Clearly the political intention was to flag the importance of Advanced LIGO, although even that will probably be unable to detect the cosmological gravitational-wave background.  Overstatements contained in press releases of this type usually prove counterproductive in the long run.

Beginning Again

Posted in Books, Talks and Reviews, The Universe and Stuff with tags , on August 19, 2009 by telescoper

I keep finding old forgotten bits and pieces – especially book reviews – on my computer. This one is about five years old but I thought I might as well put it on here to save having to think of anything else for today. It’s also a little bit topical because the author, Simon Singh, has recently been the subject of much discussion on this blog (here and here).

This piece was eventually published in an edited form as as Nature 432, 953-954 (23 December 2004) | doi:10.1038/432953b; Published online 22 December 2004.

BOOK REVIEWEDBig Bang: The Most Important Scientific Discovery of All Time and Why You Need to Know About It

by Simon Singh
Fourth Estate: 2004. 544 pp. £20, $27.95

When the British astrophysicist Fred Hoyle coined the phrase ‘Big Bang’ to describe the rival to his beloved ‘steady state’ theory of the Universe, he meant it to be disparaging. It was bad enough for Hoyle that his pet theory turned out to disagree with astronomical observations, but it must have been especially galling that his cosmological adversaries embraced his derisive name. The tag has since spread into the wider cultural domain — nowadays even politicians have heard of the Big Bang.

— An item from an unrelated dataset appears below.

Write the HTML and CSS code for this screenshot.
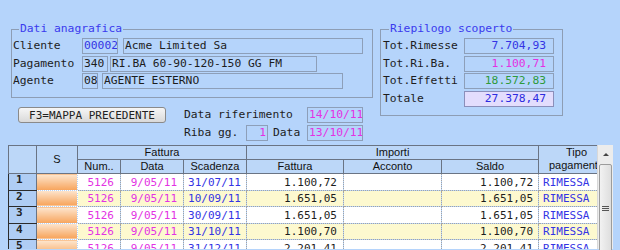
FILE: index.html
```html
<!DOCTYPE html>
<html lang="it">
<head>
    <meta charset="UTF-8">
    <title>Scoperto clienti</title>
    <link rel="stylesheet" href="styles.css">
</head>
<body>
    <div class="top">
        <div class="left">
            <!-- Dati anagrafica -->
            <fieldset class="group anag">
                <legend>Dati anagrafica</legend>
                <div class="row">
                    <span class="lbl">Cliente</span>
                    <span class="box blue w-cli">00002</span>
                    <span class="box w-rag">Acme Limited Sa</span>
                </div>
                <div class="row">
                    <span class="lbl">Pagamento</span>
                    <span class="box w-pag">340</span>
                    <span class="box w-pagdes">RI.BA 60-90-120-150 GG FM</span>
                </div>
                <div class="row">
                    <span class="lbl">Agente</span>
                    <span class="box w-age">08</span>
                    <span class="box w-agedes">AGENTE ESTERNO</span>
                </div>
            </fieldset>

            <!-- Riferimenti -->
            <div class="controls">
                <button class="btn">F3=MAPPA PRECEDENTE</button>
                <span class="ctl-lbl span3">Data riferimento</span>
                <span class="box num magenta">14/10/11</span>

                <span class="ctl-lbl col2">Riba gg.</span>
                <span class="box num magenta">1</span>
                <span class="ctl-lbl pad">Data</span>
                <span class="box num magenta">13/10/11</span>
            </div>
        </div>

        <!-- Riepilogo scoperto -->
        <fieldset class="group riep">
            <legend>Riepilogo scoperto</legend>
            <div class="row">
                <span class="lbl">Tot.Rimesse</span>
                <span class="box val blue">7.704,93</span>
            </div>
            <div class="row">
                <span class="lbl">Tot.Ri.Ba.</span>
                <span class="box val magenta">1.100,71</span>
            </div>
            <div class="row">
                <span class="lbl">Tot.Effetti</span>
                <span class="box val green">18.572,83</span>
            </div>
            <div class="row">
                <span class="lbl">Totale</span>
                <span class="box val total">27.378,47</span>
            </div>
        </fieldset>
    </div>

    <!-- Griglia fatture -->
    <div class="grid-wrap">
        <div class="grid-clip">
            <table class="grid">
                <colgroup>
                    <col style="width:28px">
                    <col style="width:41px">
                    <col style="width:43px">
                    <col style="width:63px">
                    <col style="width:63px">
                    <col style="width:97px">
                    <col style="width:98px">
                    <col style="width:97px">
                    <col style="width:76px">
                </colgroup>
                <thead>
                    <tr>
                        <th rowspan="2"></th>
                        <th rowspan="2">S</th>
                        <th colspan="3">Fattura</th>
                        <th colspan="3">Importi</th>
                        <th rowspan="2" class="tipo">Tipo<br>pagamento</th>
                    </tr>
                    <tr>
                        <th>Num..</th>
                        <th>Data</th>
                        <th>Scadenza</th>
                        <th>Fattura</th>
                        <th>Acconto</th>
                        <th>Saldo</th>
                    </tr>
                </thead>
                <tbody>
                    <tr>
                        <td class="rn">1</td><td class="st"></td>
                        <td class="magenta">5126</td><td class="magenta">9/05/11</td><td class="blue">31/07/11</td>
                        <td>1.100,72</td><td></td><td>1.100,72</td><td class="tp">RIMESSA</td>
                    </tr>
                    <tr class="alt">
                        <td class="rn">2</td><td class="st"></td>
                        <td class="magenta">5126</td><td class="magenta">9/05/11</td><td class="blue">10/09/11</td>
                        <td>1.651,05</td><td></td><td>1.651,05</td><td class="tp">RIMESSA</td>
                    </tr>
                    <tr>
                        <td class="rn">3</td><td class="st"></td>
                        <td class="magenta">5126</td><td class="magenta">9/05/11</td><td class="blue">30/09/11</td>
                        <td>1.651,05</td><td></td><td>1.651,05</td><td class="tp">RIMESSA</td>
                    </tr>
                    <tr class="alt">
                        <td class="rn">4</td><td class="st"></td>
                        <td class="magenta">5126</td><td class="magenta">9/05/11</td><td class="blue">31/10/11</td>
                        <td>1.100,70</td><td></td><td>1.100,70</td><td class="tp">RIMESSA</td>
                    </tr>
                    <tr>
                        <td class="rn">5</td><td class="st"></td>
                        <td class="magenta">5126</td><td class="magenta">9/05/11</td><td class="blue">31/12/11</td>
                        <td>2.201,41</td><td></td><td>2.201,41</td><td class="tp">RIMESSA</td>
                    </tr>
                </tbody>
            </table>
        </div>
        <!-- scrollbar -->
        <div class="vscroll">
            <div class="vs-up"><span class="vs-arrow"></span></div>
            <div class="vs-thumb"><span class="vs-grip"></span></div>
        </div>
    </div>
</body>
</html>
```

FILE: styles.css
```css
*{
    margin: 0;
    padding: 0;
    box-sizing: border-box;
}
body{
    width: 620px;
    height: 250px;
    overflow: hidden;
    background: #b5d4fb;
    font-family: "DejaVu Sans Mono", "Liberation Mono", monospace;
    font-size: 11.3px;
    color: #1d1d1d;
}

.blue{ color: #3434e4; }
.magenta{ color: #e332e3; }
.green{ color: #2f9a3b; }

/* top area */
.top{
    display: flex;
    align-items: flex-start;
    padding: 22px 0 0 11px;
}
.left{
    width: 362px;
}

.group{
    border: 1px solid #8d9db4;
    padding: 2px 1px 8px 1px;
    min-width: 0;
}
.group legend{
    margin-left: 6px;
    padding: 0 1px;
    line-height: 14px;
    color: #3a3aee;
}
.anag{
    width: 362px;
}
.riep{
    width: 183px;
    margin-left: 7px;
    padding-left: 2px;
}

.row{
    display: flex;
    height: 16px;
    margin-bottom: 1.7px;
}
.row:last-child{
    margin-bottom: 0;
}
.lbl{
    width: 69px;
    line-height: 16px;
    white-space: nowrap;
}
.riep .lbl{
    width: 81px;
}

.box{
    height: 16px;
    border: 1px solid #8d9fb9;
    padding: 0 1px;
    line-height: 14px;
    white-space: nowrap;
    overflow: hidden;
}
.w-cli{ width: 36px; }
.w-rag{ width: 240px; margin-left: 5px; }
.w-pag{ width: 26px; }
.w-pagdes{ width: 207px; margin-left: 2px; }
.w-age{ width: 16px; }
.w-agedes{ width: 241px; margin-left: 4px; }

.val{
    width: 90px;
    text-align: right;
    padding-right: 7px;
}
.total{
    background: #e3ddfd;
    border-color: #8b8fba;
    color: #2c2ce0;
}

/* controls */
.controls{
    display: grid;
    grid-template-columns: 173px 62px 22px 39px 56px;
    grid-template-rows: 16px 16px;
    row-gap: 2px;
    margin-top: 9px;
}
.btn{
    margin-left: 7px;
    width: 148px;
    height: 16px;
    font: inherit;
    font-size: 11px;
    color: #222;
    border: 1px solid #8a8a8a;
    border-radius: 3px;
    background: linear-gradient(#f6f6f6, #d9d9d9);
}
.ctl-lbl{
    line-height: 16px;
    white-space: nowrap;
}
.span3{ grid-column: 2 / 5; }
.col2{ grid-column: 2; }
.pad{ padding-left: 5px; }
.num{
    text-align: right;
    padding-right: 1px;
}

/* grid */
.grid-wrap{
    display: flex;
    margin: 4px 0 0 8px;
    width: 605px;
    height: 104px;
}
.grid-clip{
    width: 589px;
    overflow: hidden;
}
.grid{
    border-collapse: collapse;
    table-layout: fixed;
    width: 606px;
    font-size: 11px;
}
.grid th{
    height: 14px;
    padding: 0;
    background: #bcd7f8;
    border: 1px solid #6a7484;
    font-family: "Liberation Sans", Arial, sans-serif;
    font-size: 11px;
    font-weight: normal;
    line-height: 13px;
    color: #111;
    white-space: nowrap;
    overflow: hidden;
}
.grid th.tipo{
    line-height: 13px;
    vertical-align: top;
}
.grid td{
    height: 16.5px;
    padding: 0 6px 0 0;
    background: #fff;
    border: 1px dotted #a4a4a4;
    text-align: right;
    white-space: nowrap;
    overflow: hidden;
    line-height: 15px;
}
.grid tr.alt td{
    background: #fdf9cf;
}
.grid td:nth-child(5){ padding-right: 5px; }
.grid td:nth-child(8){ padding-right: 5px; }
.grid td.rn,
.grid tr.alt td.rn{
    background: #afcdf4;
    border: 1px solid #2c2c2c;
    border-right-color: #6a7484;
    text-align: left;
    padding-left: 7px;
    font-weight: bold;
    vertical-align: top;
    line-height: 12px;
    color: #222;
}
.grid td.st,
.grid tr.alt td.st{
    background: linear-gradient(#fde6cf, #f7a35a);
    border-color: #fff;
}
.grid td.tp{
    text-align: left;
    padding: 0 0 0 4px;
    color: #3434e4;
}

/* scrollbar */
.vscroll{
    width: 16px;
    height: 104px;
    background: #ececec;
    border-left: 1px solid #d8d8d8;
    padding: 0 1px 0 1px;
}
.vs-up{
    height: 18px;
    display: flex;
    align-items: center;
    justify-content: center;
}
.vs-arrow{
    width: 0;
    height: 0;
    border-left: 3px solid transparent;
    border-right: 3px solid transparent;
    border-bottom: 3px solid #444;
}
.vs-thumb{
    height: 100px;
    margin-top: 1px;
    border: 1px solid #9c9c9c;
    border-radius: 2px;
    background: linear-gradient(90deg, #f2f2f2, #dedede);
    display: flex;
    justify-content: center;
    padding-top: 41px;
}
.vs-grip{
    width: 7px;
    height: 5px;
    background: repeating-linear-gradient(#555 0 1px, transparent 1px 2px);
}
```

But what is the Big Bang? In a nutshell, it is the idea that our Universe — space, time and all its matter content — was born in a primordial fireball, from which the whole caboodle has been expanding and cooling ever since. Pioneering theorists such as Aleksander Friedmann and Georges Lemaître derived mathematical solutions of Einstein’s field equations that could be used to describe the evolution of a Big Bang Universe. These models involve a creation event, in which space-time and matter-energy sprang into existence to form our Universe. We are still in the dark about how this happened, but we think it took place about 14 billion years ago.

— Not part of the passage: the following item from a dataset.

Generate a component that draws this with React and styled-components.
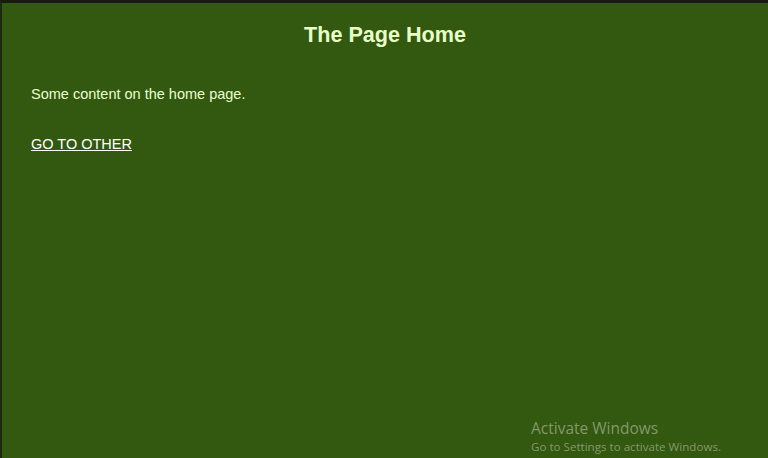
import React from "react";
import styled, { createGlobalStyle } from "styled-components";

const Global = createGlobalStyle`
  html, body { margin: 0; padding: 0; height: 100%; }
  body { background: #33580f; }
  #root { height: 100%; }
`;

const Page = styled.div`
  box-sizing: border-box;
  height: 458px;
  width: 768px;
  background: #33580f;
  border-top: 3px solid #161a12;
  border-left: 2px solid #1c2a10;
  display: flex;
  flex-direction: column;
  font-family: Arial, "Liberation Sans", sans-serif;
  position: relative;
`;

const Title = styled.h1`
  margin: 0;
  padding-top: 19px;
  text-align: center;
  font-size: 21.6px;
  font-weight: bold;
  color: #e6ffc8;
  line-height: 26px;
`;

const Content = styled.main`
  padding: 0 0 0 29px;
  display: flex;
  flex-direction: column;
  gap: 33px;
  margin-top: 38px;
`;

const Text = styled.p`
  margin: 0;
  font-size: 14.5px;
  line-height: 17px;
  color: #e8ffd0;
`;

const Link = styled.a`
  font-size: 14.5px;
  line-height: 17px;
  color: #ffffff;
  text-decoration: underline;
  align-self: flex-start;
`;

const Watermark = styled.div`
  position: absolute;
  left: 529px;
  top: 414px;
  font-family: "Open Sans", "Noto Sans", sans-serif;
  color: rgba(200, 210, 190, 0.55);
  display: flex;
  flex-direction: column;
`;

const WmTitle = styled.span`
  font-size: 15.5px;
  line-height: 22px;
`;

const WmSub = styled.span`
  font-size: 11.6px;
  line-height: 16px;
`;

export default function App() {
  return (
    <>
      <Global />
      <Page>
        <Title>The Page Home</Title>
        <Content>
          <Text>Some content on the home page.</Text>
          <Link href="#">GO TO OTHER</Link>
        </Content>
        <Watermark>
          <WmTitle>Activate Windows</WmTitle>
          <WmSub>Go to Settings to activate Windows.</WmSub>
        </Watermark>
      </Page>
    </>
  );
}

Edwin Hubble’s discovery of the recession of distant galaxies gave support to the idea that the Universe was expanding, but the notion that it might be evolving from a hot beginning was rejected by many theorists, including Hoyle. He favoured a model in which the origin of matter was not a single event but a continuous process in which atoms were created to fill in the gaps created by cosmic expansion. The battle between these competing views of creation raged until the accidental discovery in 1965 of the cosmic microwave background radiation, which marked the beginning of the end for the steady-state theory.

This conflict between the two theories plays a central role in Simon Singh’s book Big Bang. His previous books, Fermat’s Last Theorem and The Code Book, succeeded admirably in bringing difficult mathematical subjects to a popular readership, using a combination of accessible prose, a liberal sprinkling of jokes and a strong flavouring of biographical anecdotes. The recipe for his new book is similar.

In Big Bang, Singh uses the historical development of modern cosmological theory as a case study for how scientific theories are conceived, and how they win or lose acceptance. He rightly points out that science rarely proceeds in an objective, linear fashion. Correct theories are often favoured for the wrong reasons; observations and experiments are frequently misinterpreted; and sometimes force of personality holds sway over analytic reason. Because cosmology has such ambitious goals — to find a coherent explanation for the entire system of things and how it has evolved — these peculiarities are often exaggerated. In particular, cosmology has more than its fair share of eccentric characters, providing ample illustration of the role of personal creativity in scientific progress.

This very well written book conveys the ideas underpinning cosmological theory with great clarity. Taking nothing for granted of his readership, Singh delves into the background of every key scientific idea he discusses. This involves going into the history of astronomical observation, as well as explaining in non-technical language the principles of basic nuclear physics and relativity. The numerous snippets of biographical information are illuminating as well as amusing, and the narrative is driven along by the author’s own engaging personality.

However, even as a fan of Singh’s previous books, I have to admit that, although this one has many strengths, I found it ultimately rather disappointing. For one thing, there isn’t anything in this book that could be described as new. The book follows a roughly historical thread from pre-classical mythology to the middle of the twentieth century. This is a well-worn path for popular cosmology, and the whole thing is rather formulaic. Each chapter I read gave me the impression that I had read most of it somewhere before. It certainly lacks the ground-breaking character of Fermat’s Last Theorem.

The past ten years in cosmology have witnessed a revolution in observation that has, among many other things, convinced us of the existence of dark energy in the Universe. Theory has also changed radically over this period, largely through the introduction of ideas from high-energy physics, such as superstring theory. Indeed, some contemporary Big Bang models bear a remarkable resemblance to the steady-state universe, involving the continuous creation not of mere atoms, but of entire universes.

Frustratingly, virtually all the exciting recent developments are missing from this book, which leaves off just when things started to get interesting, with the COBE satellite in 1992. Readers who want to know what is going on now in this field should definitely look elsewhere. The processes of cosmic discovery and controversy are ongoing, not just relics of the past.